** start **

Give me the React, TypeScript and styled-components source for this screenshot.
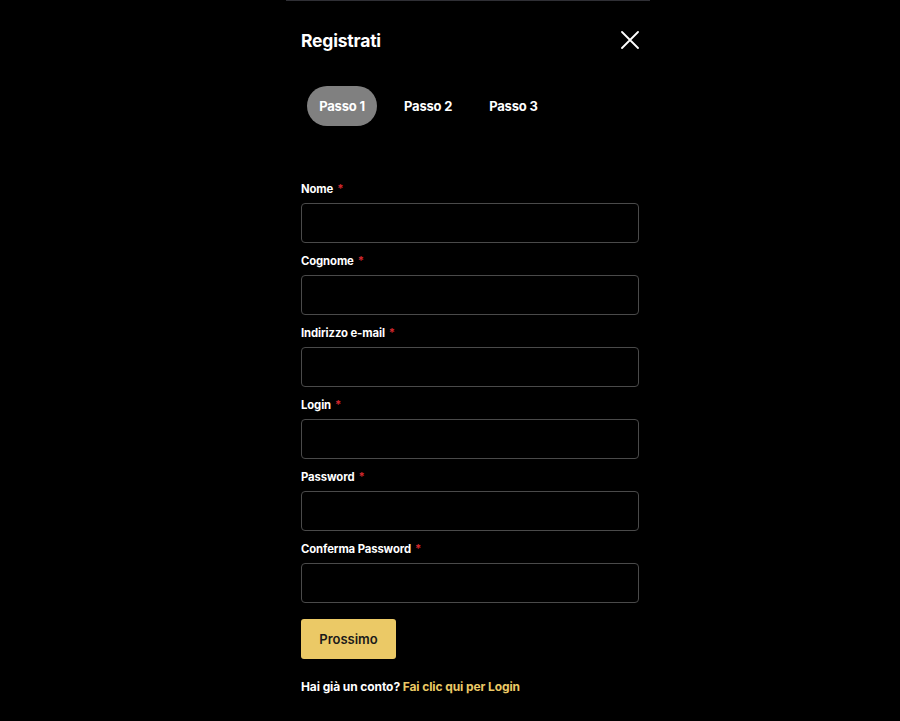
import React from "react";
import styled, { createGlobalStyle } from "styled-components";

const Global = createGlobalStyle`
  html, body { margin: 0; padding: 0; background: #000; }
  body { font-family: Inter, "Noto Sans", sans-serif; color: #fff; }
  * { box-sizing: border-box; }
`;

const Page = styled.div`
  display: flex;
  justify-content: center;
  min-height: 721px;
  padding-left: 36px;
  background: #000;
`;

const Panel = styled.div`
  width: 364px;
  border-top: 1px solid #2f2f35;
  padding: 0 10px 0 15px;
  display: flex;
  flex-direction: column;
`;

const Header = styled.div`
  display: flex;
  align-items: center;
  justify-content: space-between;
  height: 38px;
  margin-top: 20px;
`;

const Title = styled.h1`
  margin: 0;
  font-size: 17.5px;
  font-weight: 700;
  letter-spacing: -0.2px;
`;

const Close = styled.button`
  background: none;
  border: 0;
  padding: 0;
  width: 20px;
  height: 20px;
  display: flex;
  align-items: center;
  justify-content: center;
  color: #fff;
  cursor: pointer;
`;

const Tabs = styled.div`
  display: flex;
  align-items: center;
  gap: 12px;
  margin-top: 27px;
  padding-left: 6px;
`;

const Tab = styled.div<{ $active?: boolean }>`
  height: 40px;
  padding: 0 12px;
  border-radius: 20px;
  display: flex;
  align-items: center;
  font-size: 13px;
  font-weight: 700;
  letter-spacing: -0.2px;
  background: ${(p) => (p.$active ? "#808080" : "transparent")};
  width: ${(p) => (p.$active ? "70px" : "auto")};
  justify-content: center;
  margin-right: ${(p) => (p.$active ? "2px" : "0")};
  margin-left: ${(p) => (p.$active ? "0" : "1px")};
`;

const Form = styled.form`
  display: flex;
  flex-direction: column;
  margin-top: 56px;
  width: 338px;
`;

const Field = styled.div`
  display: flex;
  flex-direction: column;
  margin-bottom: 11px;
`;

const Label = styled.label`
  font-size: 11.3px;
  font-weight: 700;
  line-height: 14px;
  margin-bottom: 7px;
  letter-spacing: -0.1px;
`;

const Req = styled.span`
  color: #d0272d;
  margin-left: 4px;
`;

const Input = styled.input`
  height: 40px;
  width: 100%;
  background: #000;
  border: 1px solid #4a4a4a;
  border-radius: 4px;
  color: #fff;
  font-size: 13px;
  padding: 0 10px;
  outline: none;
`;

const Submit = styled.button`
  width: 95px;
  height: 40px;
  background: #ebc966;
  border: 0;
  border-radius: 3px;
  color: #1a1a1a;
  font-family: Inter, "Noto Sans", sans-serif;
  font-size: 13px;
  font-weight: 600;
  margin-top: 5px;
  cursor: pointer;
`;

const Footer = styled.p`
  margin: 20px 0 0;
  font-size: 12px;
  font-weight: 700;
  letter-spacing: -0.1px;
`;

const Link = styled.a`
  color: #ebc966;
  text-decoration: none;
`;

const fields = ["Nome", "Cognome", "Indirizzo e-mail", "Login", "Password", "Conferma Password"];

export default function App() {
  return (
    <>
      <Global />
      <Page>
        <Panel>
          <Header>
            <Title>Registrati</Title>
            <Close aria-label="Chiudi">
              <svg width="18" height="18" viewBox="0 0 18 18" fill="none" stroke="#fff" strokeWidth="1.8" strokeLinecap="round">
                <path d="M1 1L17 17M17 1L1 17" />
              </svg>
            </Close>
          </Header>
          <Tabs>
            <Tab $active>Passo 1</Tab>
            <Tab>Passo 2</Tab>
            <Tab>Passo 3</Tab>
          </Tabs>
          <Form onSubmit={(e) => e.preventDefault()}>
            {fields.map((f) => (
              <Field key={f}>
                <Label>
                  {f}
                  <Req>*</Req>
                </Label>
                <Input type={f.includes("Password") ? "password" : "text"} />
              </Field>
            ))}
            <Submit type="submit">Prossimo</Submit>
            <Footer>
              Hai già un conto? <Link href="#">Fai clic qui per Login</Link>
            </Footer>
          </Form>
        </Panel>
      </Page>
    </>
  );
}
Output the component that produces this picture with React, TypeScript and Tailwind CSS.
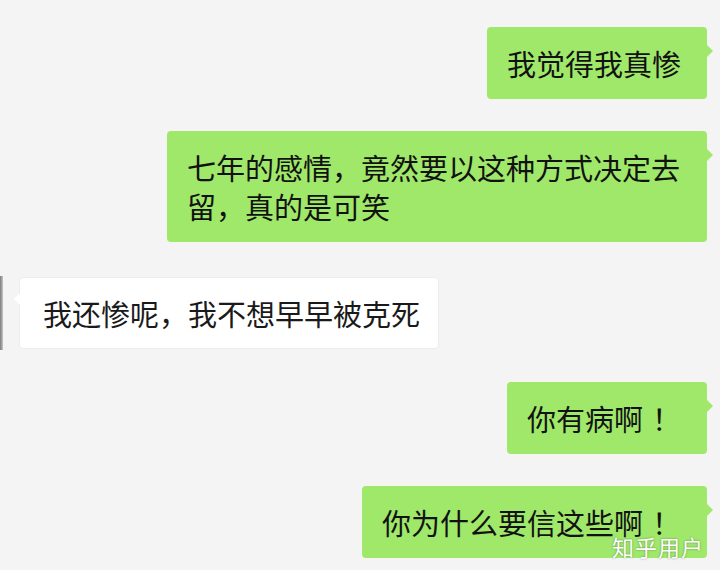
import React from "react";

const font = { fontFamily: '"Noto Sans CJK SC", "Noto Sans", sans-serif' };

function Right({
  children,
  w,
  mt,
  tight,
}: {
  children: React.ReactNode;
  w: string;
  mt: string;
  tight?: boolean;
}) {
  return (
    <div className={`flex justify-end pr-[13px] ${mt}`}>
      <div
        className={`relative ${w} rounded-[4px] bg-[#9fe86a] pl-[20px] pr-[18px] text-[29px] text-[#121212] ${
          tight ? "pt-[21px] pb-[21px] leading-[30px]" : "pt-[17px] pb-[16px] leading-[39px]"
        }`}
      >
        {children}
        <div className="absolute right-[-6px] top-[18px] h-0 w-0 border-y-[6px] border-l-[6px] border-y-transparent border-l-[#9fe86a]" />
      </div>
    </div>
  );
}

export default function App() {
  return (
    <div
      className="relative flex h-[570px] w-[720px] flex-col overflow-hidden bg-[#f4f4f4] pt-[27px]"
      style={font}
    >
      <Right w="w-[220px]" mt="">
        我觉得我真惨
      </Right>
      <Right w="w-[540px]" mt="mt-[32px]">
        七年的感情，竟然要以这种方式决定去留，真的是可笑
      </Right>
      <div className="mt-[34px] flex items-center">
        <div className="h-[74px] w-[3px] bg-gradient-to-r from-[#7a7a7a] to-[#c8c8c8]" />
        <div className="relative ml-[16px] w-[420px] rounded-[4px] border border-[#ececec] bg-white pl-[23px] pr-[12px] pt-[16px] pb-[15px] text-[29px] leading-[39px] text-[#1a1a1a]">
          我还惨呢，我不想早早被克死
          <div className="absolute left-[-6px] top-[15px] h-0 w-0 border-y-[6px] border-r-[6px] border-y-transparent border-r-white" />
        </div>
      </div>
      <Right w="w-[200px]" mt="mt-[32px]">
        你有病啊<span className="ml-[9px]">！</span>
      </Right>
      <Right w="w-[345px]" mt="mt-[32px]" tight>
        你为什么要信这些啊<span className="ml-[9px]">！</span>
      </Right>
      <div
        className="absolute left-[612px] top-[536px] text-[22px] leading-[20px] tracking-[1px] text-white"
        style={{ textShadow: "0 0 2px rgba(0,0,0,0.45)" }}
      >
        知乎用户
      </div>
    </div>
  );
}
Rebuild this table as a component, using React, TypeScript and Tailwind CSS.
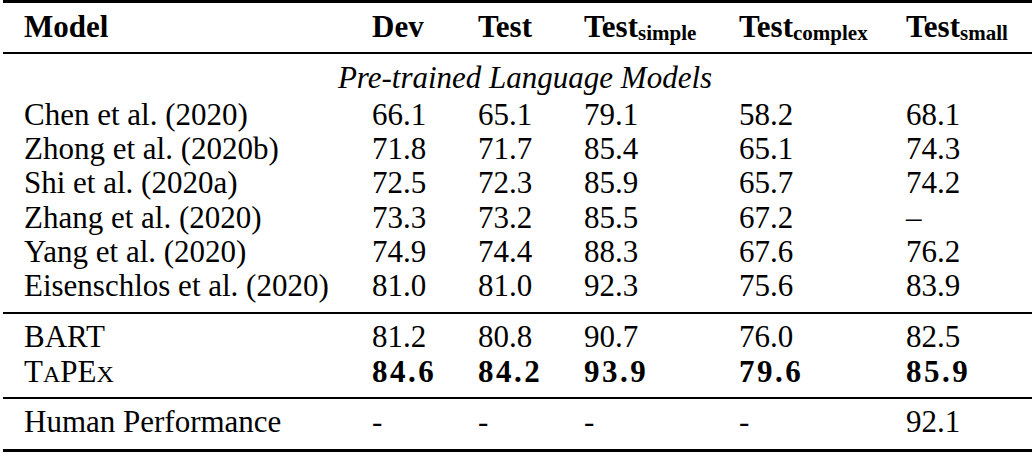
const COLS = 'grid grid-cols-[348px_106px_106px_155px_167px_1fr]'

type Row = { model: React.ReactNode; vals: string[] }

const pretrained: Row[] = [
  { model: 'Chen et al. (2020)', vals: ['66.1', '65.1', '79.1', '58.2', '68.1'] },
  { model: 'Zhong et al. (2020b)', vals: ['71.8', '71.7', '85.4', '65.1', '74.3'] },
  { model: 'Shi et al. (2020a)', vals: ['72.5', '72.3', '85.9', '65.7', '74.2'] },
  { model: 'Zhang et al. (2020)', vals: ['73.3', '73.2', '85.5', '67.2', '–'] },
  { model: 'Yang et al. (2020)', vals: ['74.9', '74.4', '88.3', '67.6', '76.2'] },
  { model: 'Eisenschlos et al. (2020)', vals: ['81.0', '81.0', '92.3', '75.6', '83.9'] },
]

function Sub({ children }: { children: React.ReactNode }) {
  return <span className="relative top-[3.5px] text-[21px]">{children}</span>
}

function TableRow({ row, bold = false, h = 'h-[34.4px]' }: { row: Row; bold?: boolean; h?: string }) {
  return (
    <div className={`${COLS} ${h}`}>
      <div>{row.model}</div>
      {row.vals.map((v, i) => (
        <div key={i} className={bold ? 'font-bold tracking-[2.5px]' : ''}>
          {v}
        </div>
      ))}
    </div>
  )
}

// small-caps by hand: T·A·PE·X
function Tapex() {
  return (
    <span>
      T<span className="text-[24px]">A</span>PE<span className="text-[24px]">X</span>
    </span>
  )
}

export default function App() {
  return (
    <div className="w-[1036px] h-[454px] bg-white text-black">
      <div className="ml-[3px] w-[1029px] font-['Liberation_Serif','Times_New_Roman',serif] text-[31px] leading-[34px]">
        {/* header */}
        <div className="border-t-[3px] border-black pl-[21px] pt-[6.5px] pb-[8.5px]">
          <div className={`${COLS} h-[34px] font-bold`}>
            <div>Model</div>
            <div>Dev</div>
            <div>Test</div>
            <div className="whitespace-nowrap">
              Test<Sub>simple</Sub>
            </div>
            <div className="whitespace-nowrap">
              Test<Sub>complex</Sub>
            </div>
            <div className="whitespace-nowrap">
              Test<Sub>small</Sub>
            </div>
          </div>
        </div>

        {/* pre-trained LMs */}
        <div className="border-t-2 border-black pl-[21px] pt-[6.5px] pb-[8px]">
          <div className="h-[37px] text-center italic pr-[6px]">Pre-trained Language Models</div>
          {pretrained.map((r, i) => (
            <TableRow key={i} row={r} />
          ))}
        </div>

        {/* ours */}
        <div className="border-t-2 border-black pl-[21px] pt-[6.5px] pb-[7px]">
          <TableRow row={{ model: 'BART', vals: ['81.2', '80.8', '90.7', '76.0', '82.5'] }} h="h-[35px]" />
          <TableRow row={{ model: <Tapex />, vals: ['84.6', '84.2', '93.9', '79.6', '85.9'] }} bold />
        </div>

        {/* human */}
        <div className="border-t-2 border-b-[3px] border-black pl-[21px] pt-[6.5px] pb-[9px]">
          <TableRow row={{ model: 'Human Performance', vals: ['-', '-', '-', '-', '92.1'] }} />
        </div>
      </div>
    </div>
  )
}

** end **

**THE REQUEST:**
Select every line of the records holding the string "Tailwind".

**RESULT OF THIS TASK:**
Output the component that produces this picture with React, TypeScript and Tailwind CSS.
Rebuild this table as a component, using React, TypeScript and Tailwind CSS.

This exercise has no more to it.